Вокруг Леннона постепенно образовывался вакуум. Он, словно туннель, строился, прорывался с обоих концов — отчалив от доков нищего Ливерпуля, Леннон так и не смог бросить по-настоящему якорь у берегов земли обетованной — Америки. «В Ливерпуле, когда ты стоишь на берегу моря, тебе почему-то кажется, что следующая остановка непременно Америка. Да, я протирал штаны в Ливерпуле, а мечтал об Америке», — иронизировал Леннон. В том числе и над собой. «Я ливерпулец, — говорил он с нескрываемой гордостью. — Я родился там и вырос. Я знаю его улицы и народ. И все-таки я позарез хотел бежать оттуда, бежать, вырваться. Я знал, что за пределами Ливерпуля лежат иные миры. И я хотел завоевать их. И завоевал. И в этом моя трагедия». За открытие Америки и тем более за ее завоевание надо было платить самой высокой ценой! 8 декабря 1980 года у витых железных ворот готической «Дакоты» в Нью-Йорке Джон Леннон заплатил сполна.

Конечно, Америка, в которую рвался «герой рабочего класса» из Ливерпуля, была особая Америка. Во всяком случае, в его представлении. Не финансового Уолл-стрита, а богемного Гринич-Виллиджа, не «жирных котов», а нэшвильских[2], не Рокфеллеров и фордов, а Армстронга и Чака Берри. «Да, я торчал в Ливерпуле, а мечтал об Америке. А как же иначе? Америка — это Леонардо да Винчи рок-н-ролла Чак Берри, Америка — это Литтл Ричард, Америка — это «Би-боп-э-Лула» и «Гуд холли, мисс Молли», Америка — это Джерри Ли Льюис. Я должен был родиться в Нью-Йорке, я должен был жить в Гринич-Виллидже. Вот где мое истинное место!»

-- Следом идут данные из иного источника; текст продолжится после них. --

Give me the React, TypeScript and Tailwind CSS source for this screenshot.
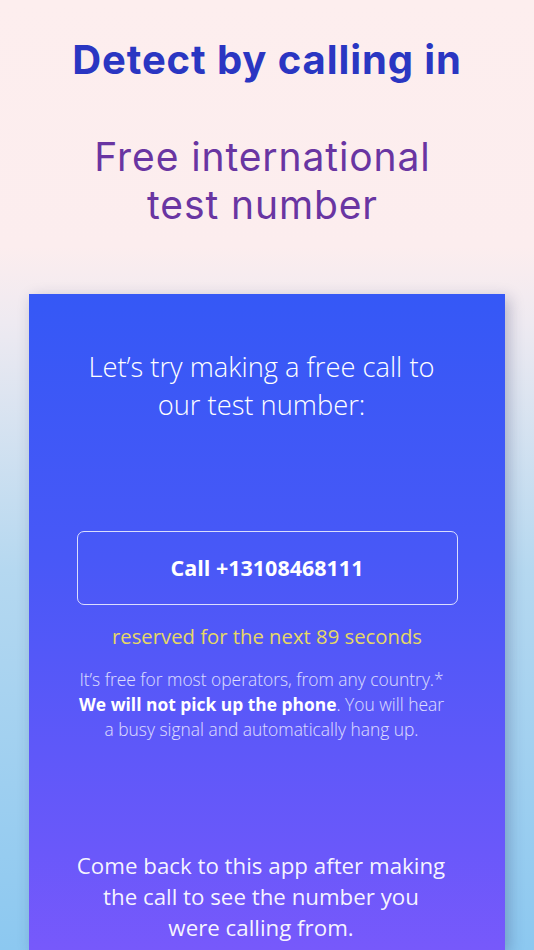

Наивные заблуждения «стихийного социалиста»! Америки, о которой мечтал Леннон, не существовало. Вернее, она существовала как пленница и наложница другой, всеохватной Америки — чудовища Минотавра, пожирающего детей строптивых и разлагающего покладистых.

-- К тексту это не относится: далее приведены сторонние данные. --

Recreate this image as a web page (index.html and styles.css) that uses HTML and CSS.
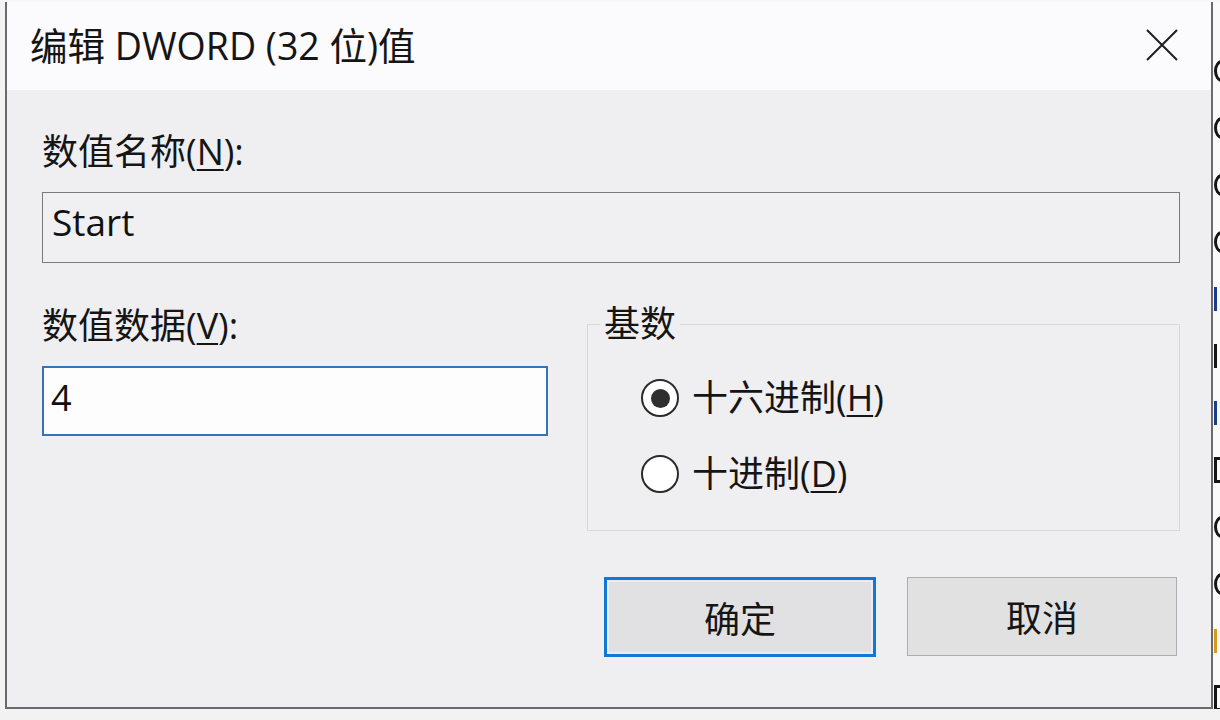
FILE: index.html
```html
<!DOCTYPE html>
<html lang="zh-CN">
<head>
<meta charset="utf-8">
<title>编辑 DWORD (32 位)值</title>
<link rel="stylesheet" href="styles.css">
</head>
<body>
<div class="screen">
  <div class="main-row">
    <div class="left-strip"></div>
    <div class="dialog">
      <div class="titlebar">
        <span class="title">编辑 DWORD (32 位)值</span>
        <svg class="close" width="32" height="32" viewBox="0 0 32 32">
          <path d="M1 1 L31 31 M31 1 L1 31" stroke="#1e1e1e" stroke-width="2" fill="none"/>
        </svg>
      </div>
      <div class="content">
        <div class="label">数值名称(<u>N</u>):</div>
        <div class="field readonly">Start</div>
        <div class="row2">
          <div class="data-col">
            <div class="label">数值数据(<u>V</u>):</div>
            <div class="field edit">4</div>
          </div>
          <fieldset class="group">
            <legend>基数</legend>
            <div class="radio-row">
              <span class="radio checked"></span>
              <span class="radio-text">十六进制(<u>H</u>)</span>
            </div>
            <div class="radio-row">
              <span class="radio"></span>
              <span class="radio-text">十进制(<u>D</u>)</span>
            </div>
          </fieldset>
        </div>
        <div class="buttons">
          <div class="btn default">确定</div>
          <div class="btn">取消</div>
        </div>
      </div>
    </div>
    <div class="right-strip">
      <div class="frag"><i class="arc"></i></div>
      <div class="frag"><i class="arc"></i></div>
      <div class="frag"><i class="arc"></i></div>
      <div class="frag"><i class="arc"></i></div>
      <div class="frag"><i class="bar blue"></i></div>
      <div class="frag"><i class="bar"></i></div>
      <div class="frag"><i class="bar blue"></i></div>
      <div class="frag"><i class="brk"></i></div>
      <div class="frag"><i class="arc"></i></div>
      <div class="frag"><i class="arc"></i></div>
      <div class="frag"><i class="bar orange"></i></div>
      <div class="frag"><i class="brk"></i></div>
    </div>
  </div>
  <div class="bottom-strip"></div>
</div>
</body>
</html>
```
FILE: styles.css
```css
* { box-sizing: border-box; }
html, body { margin: 0; padding: 0; }
body {
  width: 1220px;
  height: 720px;
  overflow: hidden;
  background: #f6f6f6;
  font-family: "Open Sans", "Noto Sans CJK SC", sans-serif;
  color: #111;
}
.screen {
  width: 1220px;
  height: 720px;
  display: flex;
  flex-direction: column;
  padding-top: 2px;
  overflow: hidden;
}
.main-row {
  display: flex;
  height: 707px;
}
.left-strip {
  width: 5px;
  background: #f3f3f3;
}
.dialog {
  width: 1208px;
  display: flex;
  flex-direction: column;
  border: 2px solid #6a6a6a;
  border-top: none;
  background: #efeef0;
}
.titlebar {
  height: 88px;
  background: #fbfafc;
  display: flex;
  align-items: center;
  justify-content: space-between;
  padding: 0 33px 0 23px;
}
.title {
  font-size: 37.5px;
  line-height: 40px;
  color: #151515;
}
.close { display: block; margin-top: -2px; }
.content {
  padding: 42px 31px 0 35px;
  display: flex;
  flex-direction: column;
}
.label {
  font-size: 36px;
  line-height: 40px;
  color: #151515;
}
u { text-decoration-thickness: 2px; text-underline-offset: 4px; }
.field {
  font-size: 36px;
  line-height: 40px;
  display: flex;
  align-items: center;
  padding: 0 0 6px 9px;
}
.field.readonly {
  margin-top: 20px;
  height: 71px;
  border: 1px solid #7a7a7a;
  background: #f0eff1;
  font-size: 37px;
  padding-bottom: 12px;
}
.row2 {
  margin-top: 43px;
  display: flex;
  gap: 39px;
}
.data-col {
  width: 506px;
  display: flex;
  flex-direction: column;
}
.field.edit {
  margin-top: 20px;
  height: 70px;
  border: 2px solid #3574b7;
  background: #fdfdfe;
  padding-left: 7px;
}
.group {
  flex: 1;
  margin: -2px 0 0 0;
  padding: 34px 0 36px 0;
  border: 1px solid #d8d8da;
  min-width: 0;
}
.group legend {
  font-size: 36px;
  line-height: 40px;
  padding: 0 4px;
  margin-left: 12px;
  color: #151515;
}
.radio-row {
  display: flex;
  align-items: center;
  height: 40px;
  gap: 13px;
  padding-left: 53px;
}
.radio-row + .radio-row { margin-top: 36px; }
.radio {
  width: 38px;
  height: 38px;
  border-radius: 50%;
  border: 2px solid #2a2a2a;
  background: #fff;
  display: flex;
  align-items: center;
  justify-content: center;
}
.radio.checked::after {
  content: "";
  width: 19px;
  height: 19px;
  border-radius: 50%;
  background: #2f2f2f;
}
.radio-text {
  font-size: 36px;
  line-height: 40px;
  color: #151515;
}
.buttons {
  margin-top: 46px;
  display: flex;
  justify-content: flex-end;
  gap: 31px;
  padding-right: 3px;
}
.btn {
  width: 270px;
  height: 79px;
  border: 1px solid #adadad;
  background: #e1e1e1;
  display: flex;
  align-items: center;
  justify-content: center;
  font-size: 36px;
  color: #151515;
}
.btn.default {
  width: 272px;
  height: 80px;
  border: 3px solid #1177d8;
  box-shadow: inset 0 0 0 2px #ececec;
  background: #e1e0e2;
}
.right-strip {
  width: 7px;
  background: #fafafa;
  overflow: hidden;
  display: flex;
  flex-direction: column;
  padding-top: 40px;
}
.frag {
  height: 57px;
  flex: none;
  display: flex;
  align-items: center;
}
.arc {
  display: block;
  flex: none;
  width: 16px;
  height: 22px;
  border: 3px solid #151515;
  border-radius: 50%;
  margin-left: 1px;
}
.bar {
  display: block;
  flex: none;
  width: 3px;
  height: 24px;
  background: #151515;
  margin-left: 1px;
}
.brk {
  display: block;
  flex: none;
  width: 10px;
  height: 26px;
  border: 3px solid #151515;
  border-right: none;
  margin-left: 1px;
}
.bar.blue { background: #1c3d8e; }
.bar.orange { background: #d69a1e; }
.bottom-strip {
  height: 11px;
  background: #f2f2f2;
}
```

Искусство, а тем более люди искусства не независимы в Америке. Легче выделить ген наследственности из человеческого организма, чем изолировать искусство, и в первую очередь поп-искусство, от американского образа жизни. Чтобы не потеряться и не сгинуть в сто жестоких асфальтовых джунглях, надо как минимум принять его правила игры и неукоснительно их придерживаться — человек человеку волк, с волками жить — по-волчьи выть. Но эти волки не имеют ничего общего с «нэшвильскими котами». Они не соседствуют даже в многотомье старика Брема. А волчий вой так же похож на «Гуд холли, мисс Молли», как биржевые индексы Доу-Джонса на нотные знаки.

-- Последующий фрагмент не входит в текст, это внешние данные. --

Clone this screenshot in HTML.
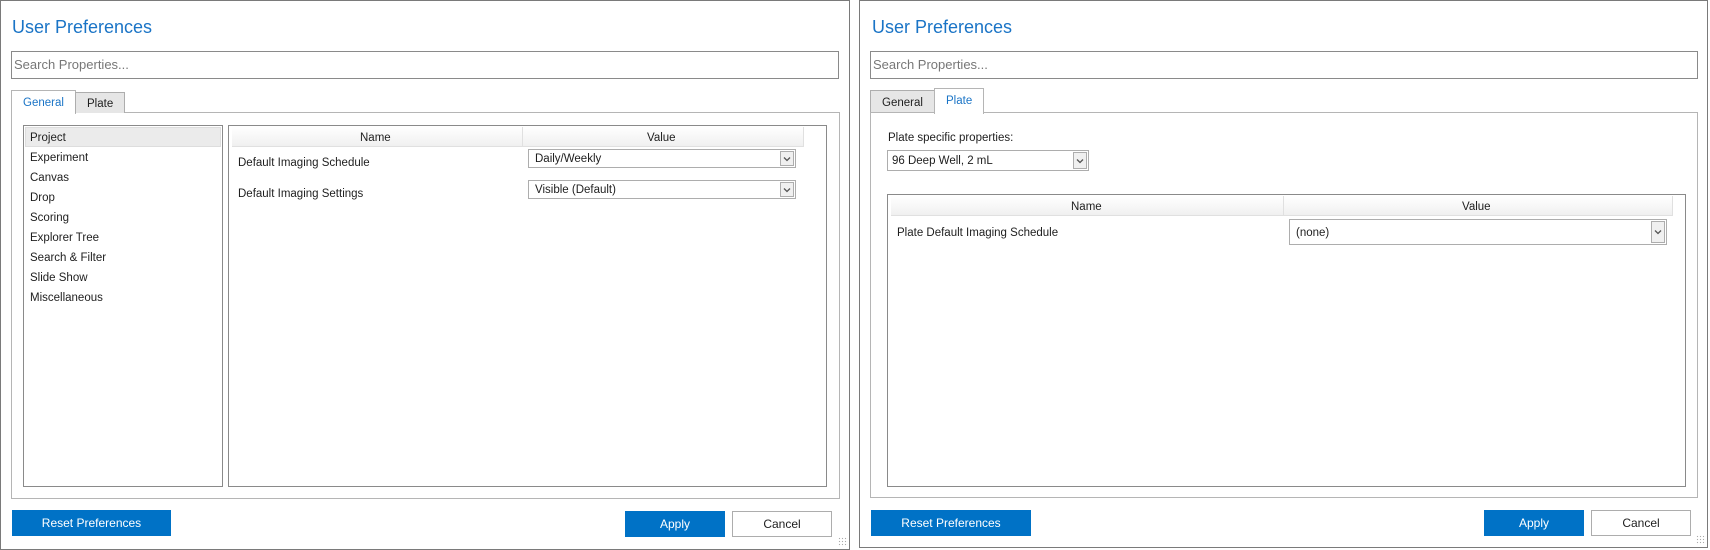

«Если ты не в состоянии побить систему, присоединяйся к ней», — гласит известная формула американских «бунтарей», переквалифицировавшихся в блудных сынов позднего периода раскаяния. Джон Леннон не смог «побить систему». Как-никак, а «Би-боп-э-Лула» все-таки не «Интернационал». Не смог он и присоединиться к ней, несмотря на миллионы долларов, несмотря на поместья в Палм-Бич, штат Флорида, и в Колд-Спринг Харбор, на Лонг-Айленде, где греют свои кости великие мира сего, несмотря даже на стада гольштинских коров, которые мычат отнюдь не «Марсельезу», и даже не «Революцию» по Джону Леннону, и даже не «йе, йе» по «битлзам». Он по-прежнему оставался инородным телом — пусть даже из драгоценного металла — для Америки «жирных котов».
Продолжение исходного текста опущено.